Find each line that has the string "screenshot" and give the total, with nothing else.
[Start Records shown]
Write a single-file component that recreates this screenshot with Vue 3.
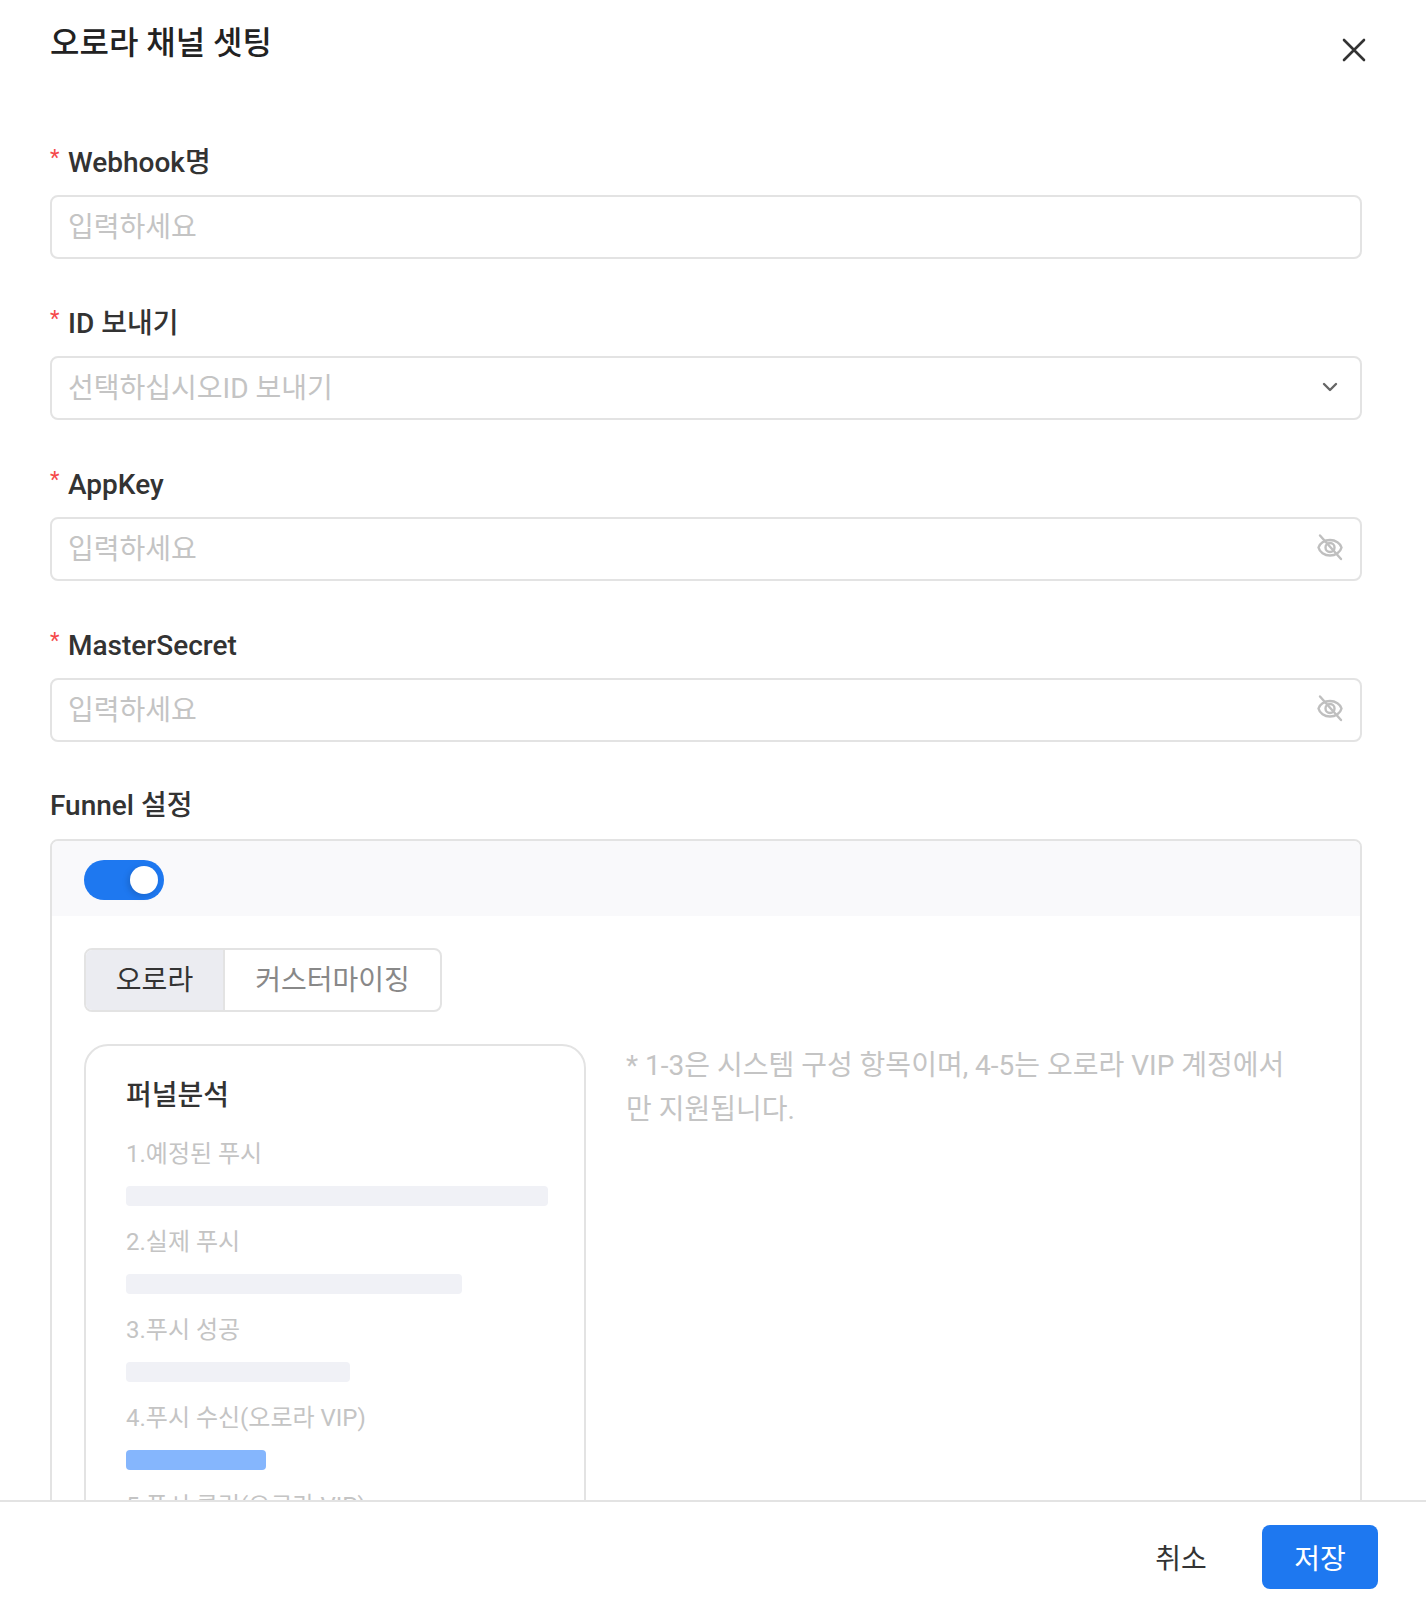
<script setup>
const fields = [
  { label: 'Webhook명', placeholder: '입력하세요', icon: null },
  { label: 'ID 보내기', placeholder: '선택하십시오ID 보내기', icon: 'chevron' },
  { label: 'AppKey', placeholder: '입력하세요', icon: 'eye' },
  { label: 'MasterSecret', placeholder: '입력하세요', icon: 'eye' },
]
const rows = [
  { label: '1.예정된 푸시', width: 422, vip: false },
  { label: '2.실제 푸시', width: 336, vip: false },
  { label: '3.푸시 성공', width: 224, vip: false },
  { label: '4.푸시 수신(오로라 VIP)', width: 140, vip: true },
  { label: '5.푸시 클릭(오로라 VIP)', width: 90, vip: true },
]
</script>

<template>
  <div class="dialog">
    <div class="scroll">
      <header class="head">
        <h1 class="title">오로라 채널 셋팅</h1>
        <svg class="close" width="24" height="24" viewBox="0 0 24 24" fill="none" stroke="#333" stroke-width="2.6" stroke-linecap="round">
          <path d="M2 2 22 22M22 2 2 22" />
        </svg>
      </header>

      <div v-for="f in fields" :key="f.label" class="field">
        <div class="label"><span class="req">*</span><span>{{ f.label }}</span></div>
        <div class="input">
          <span class="ph">{{ f.placeholder }}</span>
          <svg v-if="f.icon === 'chevron'" class="icon chevron" width="26" height="26" viewBox="0 0 26 26" fill="none" stroke="#666" stroke-width="2.4" stroke-linecap="round" stroke-linejoin="round">
            <path d="M7 11 13 17 19 11" />
          </svg>
          <svg v-if="f.icon === 'eye'" class="icon eye" width="28" height="28" viewBox="0 0 28 28" fill="none" stroke="#bfbfbf" stroke-width="2.4" stroke-linecap="round" stroke-linejoin="round">
            <path d="M2.500 14.500C3.500 10.500 8.500 7 14 7S24.500 10.500 25.500 14.500C24.500 19 19.500 22.500 14 22.500S3.500 19 2.500 14.500Z" />
            <circle cx="14" cy="14.500" r="4.500" />
            <path d="M4 2.500 25 26" />
          </svg>
        </div>
      </div>

      <div class="label funnel-label"><span>Funnel 설정</span></div>
      <section class="box">
        <div class="box-head">
          <div class="switch"><span class="knob"></span></div>
        </div>
        <div class="box-body">
          <div class="tabs">
            <div class="tab active"><span>오로라</span></div>
            <div class="tab"><span>커스터마이징</span></div>
          </div>
          <div class="columns">
            <div class="card">
              <div class="card-title">퍼널분석</div>
              <div v-for="r in rows" :key="r.label" class="row">
                <div class="row-label">{{ r.label }}</div>
                <div class="bar" :class="{ vip: r.vip }" :style="{ width: r.width + 'px' }"></div>
              </div>
            </div>
            <p class="note">* 1-3은 시스템 구성 항목이며, 4-5는 오로라 VIP 계정에서만 지원됩니다.</p>
          </div>
        </div>
      </section>
    </div>

    <footer class="foot">
      <button class="btn cancel">취소</button>
      <button class="btn primary">저장</button>
    </footer>
  </div>
</template>

<style>
html, body { margin: 0; background: #fff; }
</style>

<style scoped>
.dialog {
  width: 1426px;
  height: 1608px;
  display: flex;
  flex-direction: column;
  overflow: hidden;
  background: #fff;
  font-family: Roboto, "Noto Sans CJK KR", sans-serif;
  color: #333;
}
.scroll {
  height: 1500px;
  flex: none;
  overflow: hidden;
  padding: 0 64px 0 50px;
  box-sizing: border-box;
}
.head {
  display: flex;
  justify-content: space-between;
  align-items: flex-start;
  height: 142px;
}
.title {
  margin: 21px 0 0;
  font-size: 32px;
  line-height: 44px;
  font-weight: 500;
  color: #222;
}
.close {
  margin: 38px -4px 0 0;
}
.field {
  margin-bottom: 44px;
}
.label {
  display: flex;
  align-items: center;
  box-sizing: border-box;
  height: 40px;
  padding-top: 2px;
  line-height: 40px;
  margin-bottom: 13px;
  font-size: 28px;
  font-weight: 500;
  color: #333;
}
.req {
  width: 18px;
  color: #f5494a;
  font-size: 22px;
  font-weight: 400;
  line-height: 1;
  align-self: flex-start;
  margin-top: 3px;
}
.input {
  height: 64px;
  box-sizing: border-box;
  border: 2px solid #e3e3e3;
  border-radius: 8px;
  padding: 0 16px;
  display: flex;
  align-items: center;
  justify-content: space-between;
  font-size: 28px;
  line-height: 40px;
}
.ph { color: #c4c4c4; margin-top: 2px; }
.icon { flex: none; }
.chevron { margin: -5px 1px 0 0; }
.eye { margin: -4px 0 0 0; }
.funnel-label {
  margin-top: -1px;
  margin-bottom: 14px;
}
.box {
  border: 2px solid #e3e3e3;
  border-radius: 8px;
  height: 800px;
  overflow: hidden;
}
.box-head {
  height: 75px;
  background: #f9f9fb;
  padding: 19px 32px 0;
  box-sizing: border-box;
}
.switch {
  width: 80px;
  height: 40px;
  border-radius: 20px;
  background: #1e78f0;
  display: flex;
  align-items: center;
  justify-content: flex-end;
  padding-right: 6px;
  box-sizing: border-box;
}
.knob {
  width: 28px;
  height: 28px;
  border-radius: 50%;
  background: #fff;
  box-shadow: -2px 2px 6px rgba(0, 0, 0, 0.15);
}
.box-body {
  padding: 32px 32px 0;
}
.tabs {
  display: inline-flex;
  height: 64px;
  box-sizing: border-box;
  border: 2px solid #e3e3e3;
  border-radius: 8px;
  overflow: hidden;
  font-size: 28px;
  line-height: 40px;
  vertical-align: top;
}
.tab {
  display: flex;
  align-items: center;
  justify-content: center;
  width: 215px;
  padding-top: 2px;
  box-sizing: border-box;
  color: #888;
}
.tab.active {
  width: 139px;
  background: #ebecf1;
  color: #333;
  border-right: 2px solid #e3e3e3;
}
.columns {
  display: flex;
  align-items: flex-start;
  gap: 40px;
  margin-top: 32px;
}
.card {
  flex: none;
  width: 502px;
  height: 640px;
  box-sizing: border-box;
  border: 2px solid #e3e3e3;
  border-radius: 24px;
  padding: 30px 36px 0 40px;
}
.card-title {
  font-size: 28px;
  font-weight: 500;
  line-height: 40px;
  color: #333;
  margin-bottom: 18px;
}
.row {
  height: 88px;
  box-sizing: border-box;
  padding-top: 2px;
}
.row-label {
  font-size: 24px;
  line-height: 36px;
  height: 36px;
  margin-bottom: 14px;
  color: #c4c4c4;
  white-space: nowrap;
}
.bar {
  height: 20px;
  border-radius: 4px;
  background: #f0f1f6;
}
.bar.vip {
  background: #85b6fd;
}
.note {
  width: 670px;
  margin: 0;
  font-size: 28px;
  line-height: 44px;
  color: #c4c4c4;
}
.foot {
  flex: none;
  height: 108px;
  box-sizing: border-box;
  border-top: 2px solid #e3e3e3;
  padding: 23px 48px 0;
  display: flex;
  justify-content: flex-end;
  gap: 23px;
}
.btn {
  width: 116px;
  height: 64px;
  border: none;
  border-radius: 8px;
  background: transparent;
  font: inherit;
  font-size: 28px;
  color: #333;
  padding: 0;
}
.btn.primary {
  background: #1e78f0;
  color: #fff;
}
</style>
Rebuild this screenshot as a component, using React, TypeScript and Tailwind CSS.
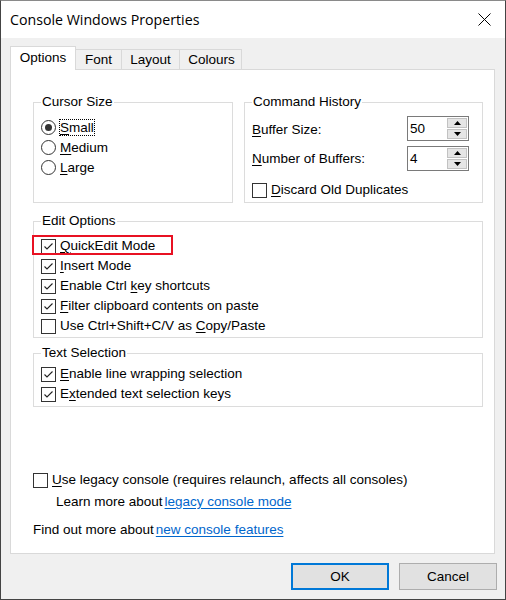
import React from "react";

function CheckMark() {
  return (
    <svg width="13" height="13" viewBox="0 0 13 13" className="block">
      <polyline points="2.5,6.5 5,9 10.5,3.5" fill="none" stroke="#222" strokeWidth="1.1" />
    </svg>
  );
}

function Box({ checked }: { checked: boolean }) {
  return (
    <span className="w-[15px] h-[15px] border border-[#333] bg-white flex items-center justify-center shrink-0">
      {checked && <CheckMark />}
    </span>
  );
}

function CheckRow({
  checked,
  children,
  className = "",
}: {
  checked: boolean;
  children: React.ReactNode;
  className?: string;
}) {
  return (
    <div className={"h-[20px] flex items-center gap-[4px] " + className}>
      <Box checked={checked} />
      <span className="leading-[16px] whitespace-nowrap">{children}</span>
    </div>
  );
}

function Radio({ checked, focused, children }: { checked: boolean; focused?: boolean; children: React.ReactNode }) {
  return (
    <div className="h-[20px] flex items-center gap-[3px]">
      <span className="w-[15px] h-[15px] rounded-full border border-[#333] bg-white flex items-center justify-center shrink-0">
        {checked && <span className="w-[7px] h-[7px] rounded-full bg-[#333]" />}
      </span>
      <span
        className={
          "leading-[15px] border " + (focused ? "border-dotted border-black" : "border-transparent")
        }
      >
        {children}
      </span>
    </div>
  );
}

function Spin({ value }: { value: string }) {
  return (
    <div className="w-[62px] h-[25px] border border-[#7a7a7a] bg-white flex">
      <div className="flex-1 pl-[2px] flex items-center leading-[16px]">{value}</div>
      <div className="w-[20px] my-[1px] mr-[1px] flex flex-col gap-px">
        <div className="flex-1 bg-[#e5e5e5] border border-[#c2c2c2] flex items-center justify-center">
          <svg width="7" height="4" viewBox="0 0 7 4" className="block">
            <polygon points="3.5,0 7,4 0,4" fill="#000" />
          </svg>
        </div>
        <div className="flex-1 bg-[#e5e5e5] border border-[#c2c2c2] flex items-center justify-center">
          <svg width="7" height="4" viewBox="0 0 7 4" className="block">
            <polygon points="0,0 7,0 3.5,4" fill="#000" />
          </svg>
        </div>
      </div>
    </div>
  );
}

function U({ children }: { children: React.ReactNode }) {
  return <span className="underline underline-offset-[2px]">{children}</span>;
}

export default function App() {
  return (
    <div className="w-[506px] h-[600px] bg-[#f0f0f0] border border-[#444] border-t-[#8a8a8a] flex flex-col text-[13.5px] text-black font-['Liberation_Sans',Arial,sans-serif]">
      {/* Title bar */}
      <div className="h-[37px] bg-white flex items-center justify-between pl-[9px] pr-[14px] shrink-0">
        <span className="text-[14.2px] font-['Open_Sans','Noto_Sans',sans-serif] text-black">
          Console Windows Properties
        </span>
        <svg width="13" height="13" viewBox="0 0 13 13" className="block">
          <path d="M0.5 0.5 L12.5 12.5 M12.5 0.5 L0.5 12.5" stroke="#000" strokeWidth="1" fill="none" />
        </svg>
      </div>

      {/* Tabs */}
      <div className="pt-[8px] pl-[9px] flex items-end relative z-10 shrink-0">
        <div className="w-[66px] h-[24px] bg-white border-l border-t border-r border-[#d9d9d9] flex justify-center pt-[3px] leading-[16px]">
          Options
        </div>
        <div className="w-[46px] h-[20px] bg-[#f0f0f0] border-t border-r border-[#d9d9d9] flex justify-center items-center mb-px leading-[16px]">
          Font
        </div>
        <div className="w-[58px] h-[20px] bg-[#f0f0f0] border-t border-r border-[#d9d9d9] flex justify-center items-center mb-px leading-[16px]">
          Layout
        </div>
        <div className="w-[62px] h-[20px] bg-[#f0f0f0] border-t border-r border-[#d9d9d9] flex justify-center items-center mb-px pl-[2px] leading-[16px]">
          Colours
        </div>
      </div>

      {/* Panel */}
      <div className="ml-[9px] -mt-px w-[485px] h-[485px] border border-[#d9d9d9] bg-white pt-[24px] pl-[22px] pr-[11px] flex flex-col shrink-0">
        <div className="flex gap-[11px]">
          <fieldset className="w-[200px] border border-[#dcdcdc] px-[7px] pt-[7px] pb-[1px] min-w-0">
            <legend className="px-[1px] leading-[16px]">Cursor Size</legend>
            <Radio checked focused>
              <U>S</U>mall
            </Radio>
            <Radio checked={false}>
              <U>M</U>edium
            </Radio>
            <Radio checked={false}>
              <U>L</U>arge
            </Radio>
          </fieldset>
          <fieldset className="w-[239px] border border-[#dcdcdc] px-[7px] pt-[6px] pb-[2px] min-w-0">
            <legend className="px-[1px] leading-[16px]">Command History</legend>
            <div className="pr-[6px] flex flex-col">
              <div className="flex items-center justify-between">
                <span className="leading-[16px] pt-[2px]">
                  <U>B</U>uffer Size:
                </span>
                <Spin value="50" />
              </div>
              <div className="flex items-center justify-between mt-[5px]">
                <span className="leading-[16px] pt-[1px]">
                  <U>N</U>umber of Buffers:
                </span>
                <Spin value="4" />
              </div>
              <CheckRow checked={false} className="mt-[9px]">
                <U>D</U>iscard Old Duplicates
              </CheckRow>
            </div>
          </fieldset>
        </div>

        <fieldset className="mt-[10px] w-[450px] border border-[#dcdcdc] px-[7px] pt-[7px] pb-[1px] min-w-0">
          <legend className="px-[1px] leading-[16px]">Edit Options</legend>
          <div className="relative">
            <CheckRow checked>
              <U>Q</U>uickEdit Mode
            </CheckRow>
            <div className="absolute left-[-9px] top-[-1px] w-[141px] h-[20px] border-2 border-[#e81123]" />
          </div>
          <CheckRow checked>
            <U>I</U>nsert Mode
          </CheckRow>
          <CheckRow checked>
            Enable Ctrl <U>k</U>ey shortcuts
          </CheckRow>
          <CheckRow checked>
            <U>F</U>ilter clipboard contents on paste
          </CheckRow>
          <CheckRow checked={false}>
            Use Ctrl+Shift+C/V as <U>C</U>opy/Paste
          </CheckRow>
        </fieldset>

        <fieldset className="mt-[7px] w-[450px] border border-[#dcdcdc] px-[7px] pt-[3px] pb-[2px] min-w-0">
          <legend className="px-[1px] leading-[16px]">Text Selection</legend>
          <CheckRow checked>
            <U>E</U>nable line wrapping selection
          </CheckRow>
          <CheckRow checked>
            E<U>x</U>tended text selection keys
          </CheckRow>
        </fieldset>

        <CheckRow checked={false} className="mt-[63px]">
          <U>U</U>se legacy console (requires relaunch, affects all consoles)
        </CheckRow>
        <div className="mt-[2px] h-[20px] flex items-center pl-[23px] leading-[16px] whitespace-nowrap">
          <span>Learn more about</span>
          <span className="ml-[2px] text-[#0066cc] underline underline-offset-[2px]">legacy console mode</span>
        </div>
        <div className="mt-[8px] h-[20px] flex items-center leading-[16px] whitespace-nowrap">
          <span>Find out more about</span>
          <span className="ml-[2px] text-[#0066cc] underline underline-offset-[2px]">new console features</span>
        </div>
      </div>

      {/* Buttons */}
      <div className="mt-[9px] flex justify-end gap-[10px] pr-[8px]">
        <div className="w-[98px] h-[27px] bg-[#e1e1e1] border-2 border-[#0078d7] flex items-center justify-center leading-[16px]">
          OK
        </div>
        <div className="w-[98px] h-[27px] bg-[#e1e1e1] border border-[#adadad] flex items-center justify-center leading-[16px]">
          Cancel
        </div>
      </div>
    </div>
  );
}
[End Records shown]
- The reply: 2